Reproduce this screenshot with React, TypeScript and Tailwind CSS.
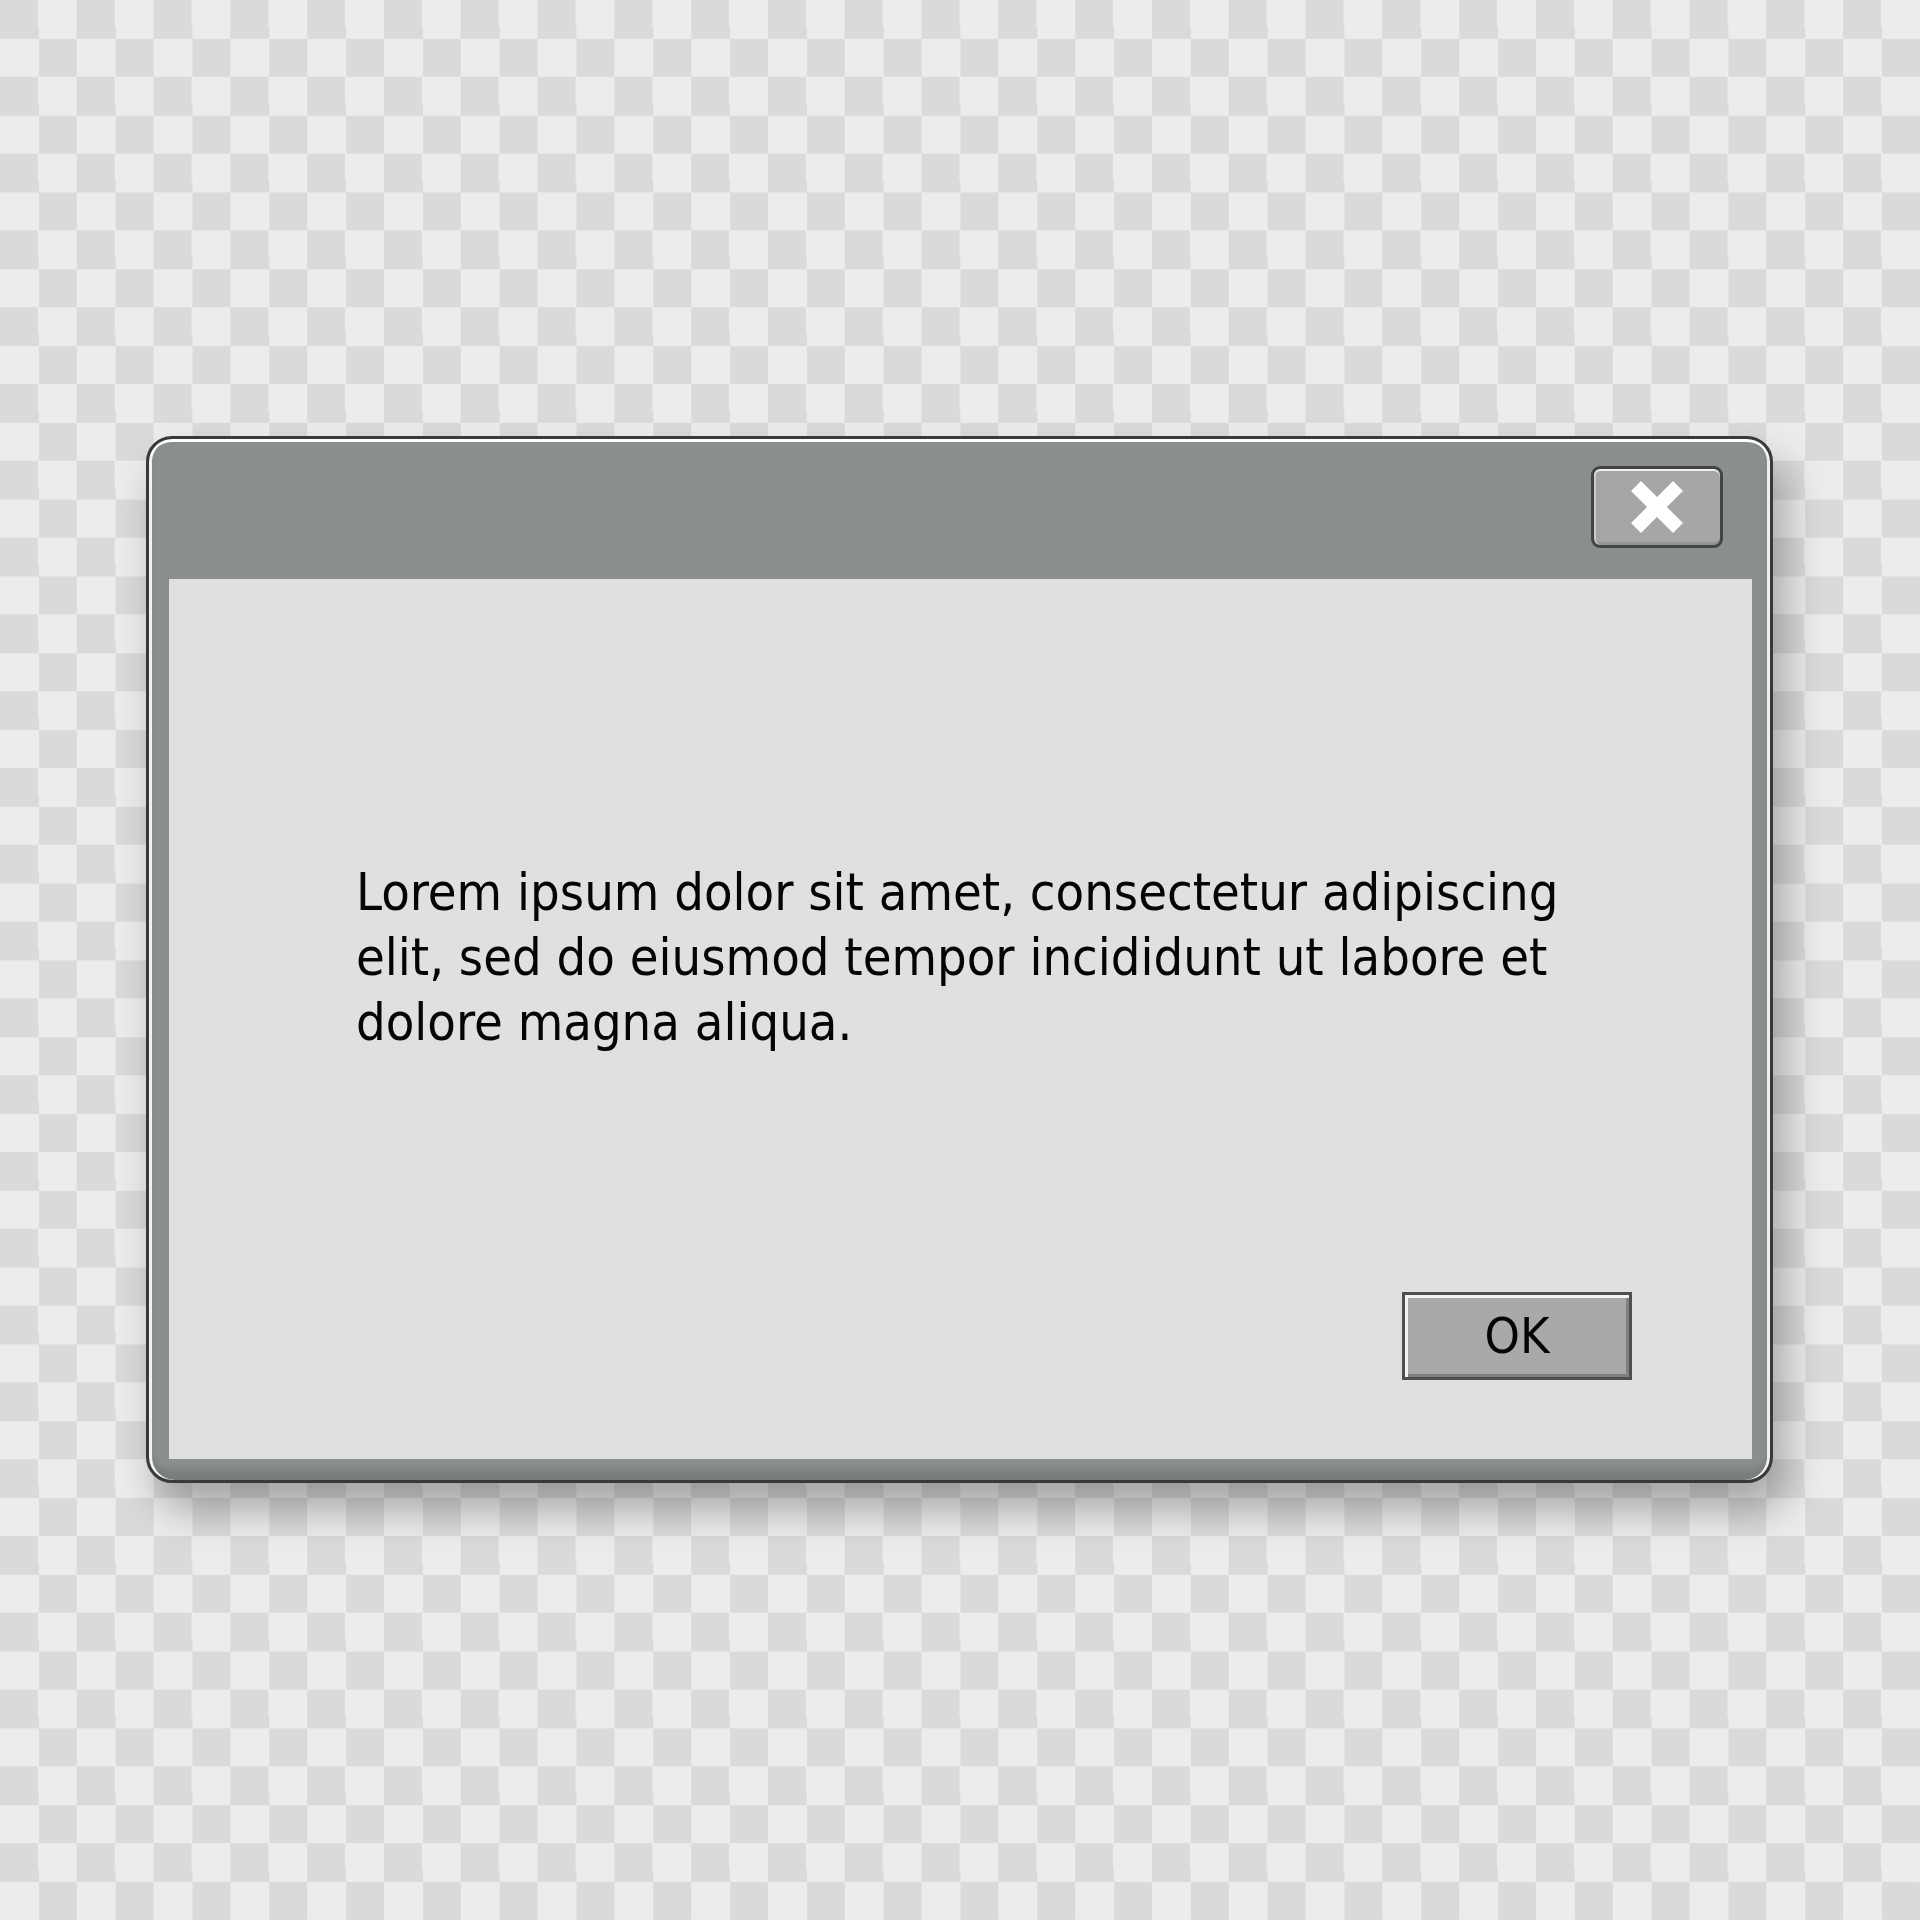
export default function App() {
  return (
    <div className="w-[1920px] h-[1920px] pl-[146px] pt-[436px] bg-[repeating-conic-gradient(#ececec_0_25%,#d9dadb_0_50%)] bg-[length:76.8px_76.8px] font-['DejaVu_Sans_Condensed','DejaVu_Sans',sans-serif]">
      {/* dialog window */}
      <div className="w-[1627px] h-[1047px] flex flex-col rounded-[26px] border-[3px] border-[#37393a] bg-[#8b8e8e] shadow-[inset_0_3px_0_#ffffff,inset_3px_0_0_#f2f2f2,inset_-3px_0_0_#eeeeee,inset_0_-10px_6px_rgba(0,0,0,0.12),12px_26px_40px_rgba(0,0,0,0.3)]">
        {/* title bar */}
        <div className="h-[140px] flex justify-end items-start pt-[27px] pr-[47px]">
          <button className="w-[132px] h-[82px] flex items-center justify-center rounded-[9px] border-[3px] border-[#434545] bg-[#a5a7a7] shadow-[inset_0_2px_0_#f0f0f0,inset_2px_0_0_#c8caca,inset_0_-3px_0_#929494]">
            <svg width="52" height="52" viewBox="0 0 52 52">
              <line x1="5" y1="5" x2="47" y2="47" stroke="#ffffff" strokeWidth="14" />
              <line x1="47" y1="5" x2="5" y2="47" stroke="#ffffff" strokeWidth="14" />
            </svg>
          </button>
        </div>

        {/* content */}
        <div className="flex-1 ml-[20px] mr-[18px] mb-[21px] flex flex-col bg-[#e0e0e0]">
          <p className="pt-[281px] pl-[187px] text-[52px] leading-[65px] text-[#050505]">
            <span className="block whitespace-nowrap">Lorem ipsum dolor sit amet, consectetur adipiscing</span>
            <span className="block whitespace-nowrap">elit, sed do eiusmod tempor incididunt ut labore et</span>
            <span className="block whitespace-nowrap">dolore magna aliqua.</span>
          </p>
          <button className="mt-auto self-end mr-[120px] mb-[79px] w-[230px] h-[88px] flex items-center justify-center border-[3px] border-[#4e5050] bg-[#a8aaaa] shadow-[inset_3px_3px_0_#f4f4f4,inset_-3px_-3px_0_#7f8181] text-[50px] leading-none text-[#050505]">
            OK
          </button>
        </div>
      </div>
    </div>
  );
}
+--
Work to complete. Copy the material above exactly and drop the pictures.

Reply to the exercise.
Reproduce this screenshot with React, TypeScript and Tailwind CSS.
export default function App() {
  return (
    <div className="w-[1920px] h-[1920px] pl-[146px] pt-[436px] bg-[repeating-conic-gradient(#ececec_0_25%,#d9dadb_0_50%)] bg-[length:76.8px_76.8px] font-['DejaVu_Sans_Condensed','DejaVu_Sans',sans-serif]">
      {/* dialog window */}
      <div className="w-[1627px] h-[1047px] flex flex-col rounded-[26px] border-[3px] border-[#37393a] bg-[#8b8e8e] shadow-[inset_0_3px_0_#ffffff,inset_3px_0_0_#f2f2f2,inset_-3px_0_0_#eeeeee,inset_0_-10px_6px_rgba(0,0,0,0.12),12px_26px_40px_rgba(0,0,0,0.3)]">
        {/* title bar */}
        <div className="h-[140px] flex justify-end items-start pt-[27px] pr-[47px]">
          <button className="w-[132px] h-[82px] flex items-center justify-center rounded-[9px] border-[3px] border-[#434545] bg-[#a5a7a7] shadow-[inset_0_2px_0_#f0f0f0,inset_2px_0_0_#c8caca,inset_0_-3px_0_#929494]">
            <svg width="52" height="52" viewBox="0 0 52 52">
              <line x1="5" y1="5" x2="47" y2="47" stroke="#ffffff" strokeWidth="14" />
              <line x1="47" y1="5" x2="5" y2="47" stroke="#ffffff" strokeWidth="14" />
            </svg>
          </button>
        </div>

        {/* content */}
        <div className="flex-1 ml-[20px] mr-[18px] mb-[21px] flex flex-col bg-[#e0e0e0]">
          <p className="pt-[281px] pl-[187px] text-[52px] leading-[65px] text-[#050505]">
            <span className="block whitespace-nowrap">Lorem ipsum dolor sit amet, consectetur adipiscing</span>
            <span className="block whitespace-nowrap">elit, sed do eiusmod tempor incididunt ut labore et</span>
            <span className="block whitespace-nowrap">dolore magna aliqua.</span>
          </p>
          <button className="mt-auto self-end mr-[120px] mb-[79px] w-[230px] h-[88px] flex items-center justify-center border-[3px] border-[#4e5050] bg-[#a8aaaa] shadow-[inset_3px_3px_0_#f4f4f4,inset_-3px_-3px_0_#7f8181] text-[50px] leading-none text-[#050505]">
            OK
          </button>
        </div>
      </div>
    </div>
  );
}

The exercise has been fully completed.